Había conocido a la señora Anderson antes de conocerlo a él. No los había visto por un tiempo cuando me encontré con ella en la calle. Mencionó mi ausencia. Le dije que estaba escribiendo una novela. Me preguntó si quería que Sherwood la leyera.
Respondí, no recuerdo exactamente qué, pero en el sentido de que me parecería bien siempre y cuando él quisiera leerla. Me dijo que se la llevara a ella cuando la terminara, y eso hice dos meses después. A los pocos días me mandó llamar. Me dijo: “Sherwood dice que hará un trato contigo. Dice que si no tiene que leerla, le dirá a Liveright [Horace Liveright, su editor en esa época] que lo publique”.

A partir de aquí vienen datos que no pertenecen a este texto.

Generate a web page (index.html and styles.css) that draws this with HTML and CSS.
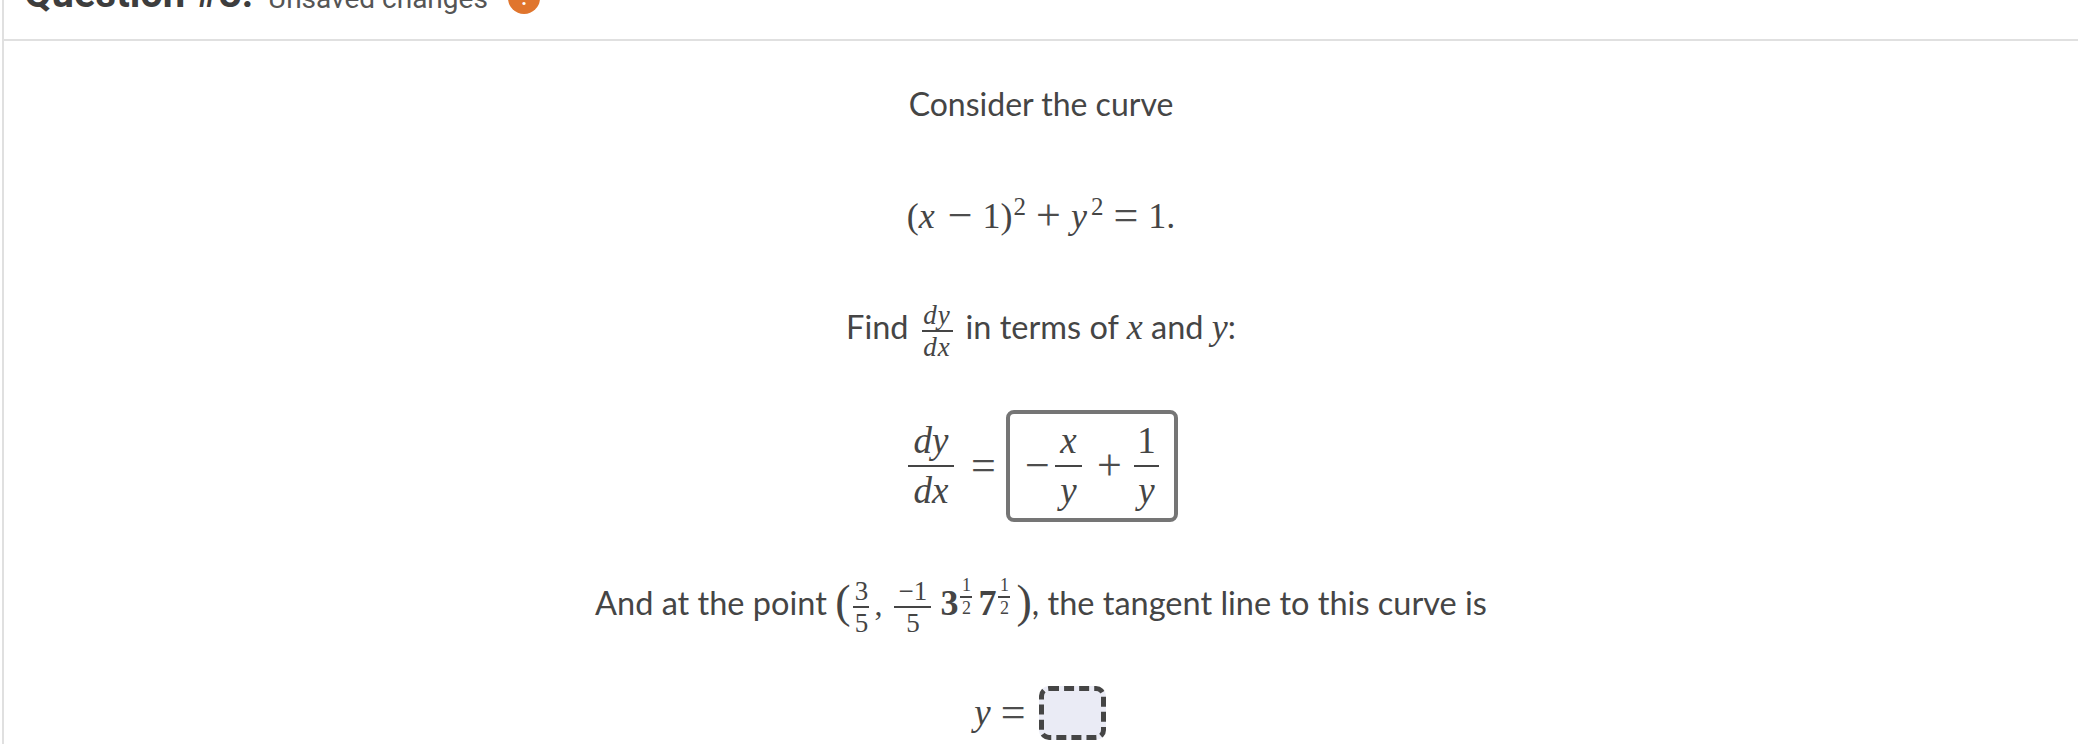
FILE: index.html
```html
<!DOCTYPE html>
<html lang="en">
<head>
<meta charset="utf-8">
<title>Question 3</title>
<link rel="stylesheet" href="styles.css">
</head>
<body>
<div class="frame">
  <header class="head">
    <span class="qtitle">Question #3:</span>
    <span class="unsaved">Unsaved changes</span>
    <span class="badge">!</span>
  </header>
  <main class="body">
    <p class="row r1">Consider the curve</p>
    <p class="row r2 math">(<i>x</i><span class="op">−</span>1)<sup>2</sup><span class="op">+</span><i>y</i><sup>2</sup><span class="op">=</span>1.</p>
    <p class="row r3">Find<span class="frac small gapx math"><span class="num"><i>dy</i></span><span class="den"><i>dx</i></span></span>in terms of <i class="math var">x</i> and <i class="math var">y</i>:</p>
    <div class="row r4 math">
      <span class="frac large"><span class="num"><i>dy</i></span><span class="den"><i>dx</i></span></span>
      <span class="op eq">=</span>
      <span class="answer">
        <span class="op">−</span>
        <span class="frac large tight"><span class="num"><i>x</i></span><span class="den"><i>y</i></span></span>
        <span class="op">+</span>
        <span class="frac large tight"><span class="num">1</span><span class="den"><i>y</i></span></span>
      </span>
    </div>
    <p class="row r5">And at the point <span class="math paren">(</span><span class="frac small math f35"><span class="num">3</span><span class="den">5</span></span><span class="math comma">,</span><span class="frac small math fm15"><span class="num">−1</span><span class="den">5</span></span><span class="math base">3</span><span class="frac tiny math"><span class="num">1</span><span class="den">2</span></span><span class="math base">7</span><span class="frac tiny math"><span class="num">1</span><span class="den">2</span></span><span class="math paren">)</span>, the tangent line to this curve is</p>
    <div class="row r6 math"><i>y</i><span class="op eq">=</span><span class="blank"></span></div>
  </main>
</div>
</body>
</html>
```
FILE: styles.css
```css
* { box-sizing: border-box; }
html, body { margin: 0; height: 744px; overflow: hidden; background: #fff; }
body { font-family: Lato, "Noto Sans", sans-serif; color: #454545; }
.frame { margin-left: 2px; border-left: 2px solid #e0e0e0; height: 744px; }
.head {
  height: 41px;
  border-bottom: 2px solid #e0e0e0;
  display: flex;
  align-items: flex-end;
  padding: 0 0 26px 20px;
  white-space: nowrap;
}
.qtitle { font: 700 40px/38px Roboto, sans-serif; color: #3d3d3d; width: 244px; }
.unsaved { font: 400 28px/28px Roboto, sans-serif; color: #555; width: 240px; }
.badge {
  width: 32px; height: 32px; border-radius: 50%;
  background: #e0752d; color: #fff; font: 700 20px/32px Roboto, sans-serif;
  text-align: center; flex: none; margin-bottom: -1px;
}
.body { display: flex; flex-direction: column; align-items: center; }
.row { margin: 0; font-size: 32.5px; line-height: 40px; white-space: nowrap; display: flex; align-items: center; justify-content: center; height: 40px; }
p.row { display: block; text-align: center; }
.math { font-family: "Liberation Serif", serif; }
.op { font-size: 44px; line-height: 0; font-style: normal; color: #4d4d4d; vertical-align: -2px; }
.r1 { margin-top: 43px; font-size: 32px; }
.r2 { margin-top: 72px; font-size: 36px; }
.r2 sup { font-size: 25px; line-height: 0; vertical-align: 13px; margin-left: 1px; }
.r2 .op { margin: 0 10px; }
.r2 i { letter-spacing: 3px; }
.r3 { margin-top: 64px; }
.r3 .var { font-size: 36px; }
.frac { display: inline-flex; flex-direction: column; align-items: stretch; vertical-align: middle; }
.frac .num { border-bottom: 2px solid #454545; text-align: center; }
.frac .den { text-align: center; }
.frac.small { font-size: 27px; line-height: 30px; }
.gapx { width: 31px; margin: 0 13px 0 13px; letter-spacing: 1px; line-height: 36px; }
.frac.large { font-size: 37px; line-height: 48px; width: 46px; }
.frac.large.tight { width: 27px; }
.frac.large.tight:last-child { width: 25px; }
.r4 { margin-top: 70px; height: 112px; padding-left: 4px; }
.r4 .eq { margin: 0 17px 0 17px; width: 23px; text-align: center; }
.answer {
  width: 172px; height: 112px; margin-left: -5px;
  border: 4px solid #757575; border-radius: 8px;
  display: flex; align-items: center; padding-left: 15px;
}
.answer .op { width: 23px; text-align: center; margin-right: 7px; }
.answer .frac + .op { margin: 0 14px 0 15px; }
.r5 { margin-top: 50px; height: 60px; line-height: 60px; }
.r5 .paren { font-size: 46px; margin: 0 3px 0 0; vertical-align: -2px; }
.r5 .paren:last-of-type { margin: 0; }
.r5 .comma { font-size: 32px; margin: 0 12px 0 5px; }
.r5 .base { font-size: 36px; font-weight: 700; }
.f35 { width: 16px; }
.fm15 { width: 37px; margin-right: 9px; font-size: 25px; }
.frac.tiny { font-size: 18px; line-height: 21px; width: 12px; margin: -30px 6px 0 2px; vertical-align: 24px; }
.r6 { margin-top: 54px; height: 54px; font-size: 37px; padding-right: 2px; }
.r6 .eq { margin: 0 13px 0 10px; }
.blank { width: 67px; height: 54px; background: #eaebf5; border: 5px dashed #454545; border-radius: 10px; }
```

“Hecho”, dije, y eso fue todo. Liveright publicó el libro y vi a Anderson sólo una vez más, porque el desdichado asunto de la caricatura había ocurrido en el ínterin y durante varios años se negó a verme, hasta una tarde en que hubo un coctel en Nueva York; y otra vez hubo un momento en que pareció ser más alto, más grande que cualquier cosa que hubiera escrito. Entonces recordé Winesburg, Ohio y The Triumph of the Egg y algunas de las piezas de Horses and Men, y supe que había visto, que estaba mirando a un gigante en una tierra poblada en gran medida —demasiado grande— por pigmeos, aun dejando de lado los dos, o quizás tres gestos ensayados que hizo, correspondientes a su dimensión de gigante.
Fuente: Publicado como “Sherwood Anderson: Una evaluación”, en The Atlantic, junio de 1953.
Notas
1 William Spratling es el arquitecto y caricaturista que en 1931 abrió, asociado con un grupo de plateros guerrerenses, un taller de joyería en la calle de Las Delicias, en Taxco, y con ello dio pie a que gran parte de los pobladores se dedicara a la joyería en plata. Hay en esa ciudad un museo que lleva su nombre, donde se exhiben muestras de su trabajo, así como piezas prehispánicas mesoamericanas, especialmente de la cultura olmeca de Guerrero. Spratling residió en México hasta su muerte, en 1967. [N. del T.]
2 La edición tuvo un tiraje de 400 ejemplares. 250 numerados e inscritos a los diferentes suscriptores. Hoy un ejemplar vale, dependiendo de su estado, entre 800 y 5 mil dólares. [N. del T.]